Le cahier des charges indique que les prestations servies par le PCPE sont mises en œuvre notamment dans le cadre du plan personnalisé de compensation du handicap, du plan personnalisé de scolarisation et, le cas échéant, du plan d’accompagnement global mis en place par la loi « santé » du 26 janvier dernier. Les intervenants qui les délivrent doivent être formés aux recommandations de bonnes pratiques professionnelles produites par l’Agence nationale de l’évaluation et de la qualité des établissements et services sociaux et médico-sociaux et la Haute Autorité de santé.
Selon les besoins identifiés et les dispositifs existants sur les territoires, le contenu des prestations peut être modulé, en quantité et en nature, étant entendu que les prestations directes auprès des usagers et des familles constituent le cœur du dispositif, « toutes les autres prestations possibles venant éventuellement compléter cette première mission obligatoire ». Sont visées, notamment :
→ les prestations de psychologues ou d’autres professionnels médicaux et paramédicaux « hors nomenclature des actes de l’assurance maladie » ;
→ les interventions d’éducateurs spécialisés, d’éducateurs de jeunes enfants et de moniteurs-éducateurs, à domicile ou sur les lieux de vie incluant l’école (sous réserve de l’accord préalable et d’une convention passée avec les services départementaux de l’Education nationale).
Ces professionnels doivent conclure une convention avec l’ESMS auquel est adossé le pôle(3).
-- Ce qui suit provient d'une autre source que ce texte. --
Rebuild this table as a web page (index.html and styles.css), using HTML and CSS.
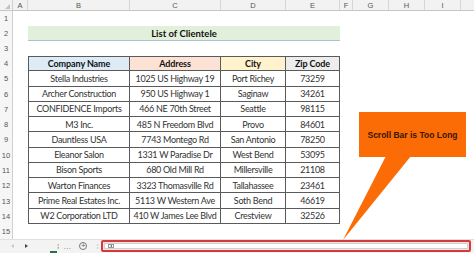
FILE: index.html
```html
<!DOCTYPE html>
<html>
<head>
<meta charset="utf-8">
<link rel="stylesheet" href="styles.css">
</head>
<body>
<div class="sheet">
  <div class="row hdr">
    <div class="rh corner"><span class="tri"></span></div>
    <div class="ch ca">A</div><div class="ch cb">B</div><div class="ch cc">C</div><div class="ch cd">D</div><div class="ch ce">E</div><div class="ch cf">F</div><div class="ch cg">G</div><div class="ch cg">H</div><div class="ch cg">I</div><div class="ch rest"></div>
  </div>
  <div class="row"><div class="rh">1</div></div>
  <div class="row"><div class="rh">2</div><div class="ca"></div><div class="title">List of Clientele</div></div>
  <div class="row"><div class="rh">3</div></div>
  <div class="row tr first"><div class="rh">4</div><div class="ca"></div><div class="c cb th b1">Company Name</div><div class="c cc th b2">Address</div><div class="c cd th b3">City</div><div class="c ce th b4">Zip Code</div></div>
  <div class="row tr"><div class="rh">5</div><div class="ca"></div><div class="c cb">Stella Industries</div><div class="c cc">1025 US Highway 19</div><div class="c cd">Port Richey</div><div class="c ce">73259</div></div>
  <div class="row tr"><div class="rh">6</div><div class="ca"></div><div class="c cb">Archer Construction</div><div class="c cc">950 US Highway 1</div><div class="c cd">Saginaw</div><div class="c ce">34261</div></div>
  <div class="row tr"><div class="rh">7</div><div class="ca"></div><div class="c cb">CONFIDENCE Imports</div><div class="c cc">466 NE 70th Street</div><div class="c cd">Seattle</div><div class="c ce">98115</div></div>
  <div class="row tr"><div class="rh">8</div><div class="ca"></div><div class="c cb">M3 Inc.</div><div class="c cc">485 N Freedom Blvd</div><div class="c cd">Provo</div><div class="c ce">84601</div></div>
  <div class="row tr"><div class="rh">9</div><div class="ca"></div><div class="c cb">Dauntless USA</div><div class="c cc">7743 Montego Rd</div><div class="c cd">San Antonio</div><div class="c ce">78250</div></div>
  <div class="row tr"><div class="rh">10</div><div class="ca"></div><div class="c cb">Eleanor Salon</div><div class="c cc">1331 W Paradise Dr</div><div class="c cd">West Bend</div><div class="c ce">53095</div></div>
  <div class="row tr"><div class="rh">11</div><div class="ca"></div><div class="c cb">Bison Sports</div><div class="c cc">680 Old Mill Rd</div><div class="c cd">Millersville</div><div class="c ce">21108</div></div>
  <div class="row tr"><div class="rh">12</div><div class="ca"></div><div class="c cb">Warton Finances</div><div class="c cc">3323 Thomasville Rd</div><div class="c cd">Tallahassee</div><div class="c ce">23461</div></div>
  <div class="row tr"><div class="rh">13</div><div class="ca"></div><div class="c cb">Prime Real Estates Inc.</div><div class="c cc">5113 W Western Ave</div><div class="c cd">Soth Bend</div><div class="c ce">46619</div></div>
  <div class="row tr"><div class="rh">14</div><div class="ca"></div><div class="c cb">W2 Corporation LTD</div><div class="c cc">410 W James Lee Blvd</div><div class="c cd">Crestview</div><div class="c ce">32526</div></div>
  <div class="row"><div class="rh">15</div></div>

  <div class="tabbar">
    <div class="nav"><span class="arr l"></span><span class="arr r"></span></div>
    <div class="tabs"><span class="active"></span><span class="dots">⁞</span><span class="ell">…</span><span class="plus">+</span><span class="sep">⁞</span></div>
    <div class="hscroll"><div class="track"><span class="btn"><span class="barr"></span></span></div></div>
  </div>

  <div class="callout">Scroll Bar is Too Long</div>
  <svg class="tail" width="474" height="253" viewBox="0 0 474 253"><polygon points="386,156 411,156 343,240" fill="#fb6c07"/></svg>
</div>
</body>
</html>
```
FILE: styles.css
```css
* { box-sizing: border-box; margin: 0; padding: 0; }
html, body { width: 474px; height: 253px; overflow: hidden; background: #fff; }
body { font-family: Lato, "Open Sans", sans-serif; color: #333; }
.sheet { position: relative; width: 474px; height: 253px; }
.row { display: flex; height: 15px; }
.row.tr { height: 15.27px; }
.row.hdr { height: 11px; background: #f2f2f2; border-bottom: 1px solid #c6c6c6; }
.rh { width: 13px; flex: none; font: 7.5px "Liberation Sans", sans-serif; color: #555; display: flex; align-items: center; justify-content: center; background: #f6f6f6; border-right: 1px solid #d0d0d0; }
.rh.corner { background: #f2f2f2; position: relative; }
.tri { width: 0; height: 0; border-left: 5px solid transparent; border-bottom: 5px solid #c2c2c2; position: absolute; right: 2px; bottom: 1px; }
.ch { font: 7.5px "Liberation Sans", sans-serif; color: #555; display: flex; align-items: center; justify-content: center; border-right: 1px solid #d6d6d6; flex: none; }
.ca { width: 15px; flex: none; }
.cb { width: 102px; flex: none; }
.cc { width: 91px; flex: none; }
.cd { width: 65px; flex: none; }
.ce { width: 54px; flex: none; }
.cf { width: 13px; }
.cg { width: 36px; }
.ch.rest { flex: 1; border-right: 0; }
.title { width: 312px; background: #e2efda; border-bottom: 1px solid #a9c0d9; font-weight: 700; font-size: 9.5px; color: #111; display: flex; align-items: center; justify-content: center; }
.c { display: flex; align-items: center; justify-content: center; font-size: 9px; letter-spacing: -0.3px; color: #333; white-space: nowrap; border-right: 1px solid #5a5a5a; border-bottom: 1px solid #5a5a5a; }
.c.cb { border-left: 1px solid #5a5a5a; }
.first .c { border-top: 1px solid #5a5a5a; }
.th { font-weight: 700; color: #111; letter-spacing: -0.1px; }
.b1 { background: #ddebf7; }
.b2 { background: #fbe2d5; }
.b3 { background: #fff2cc; }
.b4 { background: #ededed; }

.tabbar { display: flex; align-items: center; height: 14px; background: #f3f3f3; border-top: 1px solid #e0e0e0; }
.nav { width: 44px; display: flex; align-items: center; gap: 11px; padding-left: 11px; }
.arr { width: 0; height: 0; border-top: 2px solid transparent; border-bottom: 2px solid transparent; }
.arr.l { border-right: 3px solid #c8c8c8; }
.arr.r { border-left: 3px solid #444; }
.tabs { position: relative; width: 56px; height: 100%; display: flex; align-items: center; font: 8px "Liberation Sans", sans-serif; color: #666; }
.active { position: absolute; left: 6px; bottom: -1px; width: 7px; height: 3px; background: #217346; }
.dots { margin-left: 13px; color: #777; }
.ell { margin-left: 4px; color: #666; }
.plus { margin-left: 8px; width: 8px; height: 8px; border: 1px solid #777; border-radius: 50%; font-size: 7px; line-height: 6px; text-align: center; color: #555; }
.sep { margin-left: 9px; color: #bbb; }
.hscroll { margin-left: 1px; width: 370px; height: 12px; border: 2px solid #d23b3b; border-radius: 2px; background: #f8e0e0; padding: 1px; }
.track { height: 100%; background: #fff; border: 1px solid #cfcfcf; display: flex; align-items: center; }
.btn { width: 6px; height: 100%; margin-left: 3px; display: flex; align-items: center; justify-content: center; border: 1px solid #999; background: #fff; }
.barr { width: 0; height: 0; border-top: 1.5px solid transparent; border-bottom: 1.5px solid transparent; border-right: 2px solid #555; }

.callout { position: absolute; left: 359px; top: 112px; width: 107px; height: 45px; background: #fb6c07; color: #3a1500; font: 700 8.5px "Liberation Sans", Arial, sans-serif; display: flex; align-items: center; justify-content: center; }
.tail { position: absolute; left: 0; top: 0; pointer-events: none; }
```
Comme les prestations servies par ce dernier peuvent venir en complément d’autres modes d’accompagnement, médico-sociaux ou autres, les personnes et les familles qui disposent déjà d’un accompagnement en libéral non solvabilisé qu’elles souhaitent conserver pourront le faire, sous condition de contractualisation entre les professionnels intervenant en libéral et le PCPE.
Les interventions ainsi mises en œuvre par le pôle viennent en plus des aides financées par la prestation de compensation du handicap et par l’allocation d’éducation de l’enfant handicapé et ses compléments.
Au-delà, le pôle peut aussi :
→ mettre en œuvre des prestations de soutien et d’accompagnement auprès des familles et des aidants ;
→ proposer la formalisation du projet personnalisé d’accompagnement de la personne fondé sur une évaluation fonctionnelle réalisée, le cas échéant par le pôle, avec la désignation d’un coordonnateur de parcours si celui-ci n’a pas déjà été désigné par la MDPH ;
→ développer différents types de coordination des interventions (entre les personnels du service, avec les parents ou les proches, avec des intervenants extérieurs qui participent au plan d’accompagnement global de la personne…).
Le financement des pôles de compétences et de prestations externalisées peut provenir :
→ d’une partie des 15 millions d’euros alloués au titre de la prévention des départs en Belgique(4) ;
→ des reliquats non pérennes non affectés aux groupes d’entraide mutuelle et aux MAIA (méthodes pour l’intégration des services d’aide et de soins dans le champ de l’autonomie), ou d’autres marges dégagées sur le fonds d’intervention régional en 2016 ;
→ du redéploiement de crédits permettant à un même gestionnaire la création d’un PCPE rattaché à l’un des établissements, notamment dans le cadre d’un contrat pluriannuel d’objectifs et de moyens.
(2) Voir respectivement ASH n° 2866 du 27-06-14, p. 11 et n° 2934 du 20-11-15, p. 8 et 13.
(3) Une convention-type en cours d’élaboration sera diffusée prochainement aux porteurs de projet, indique la DGCS.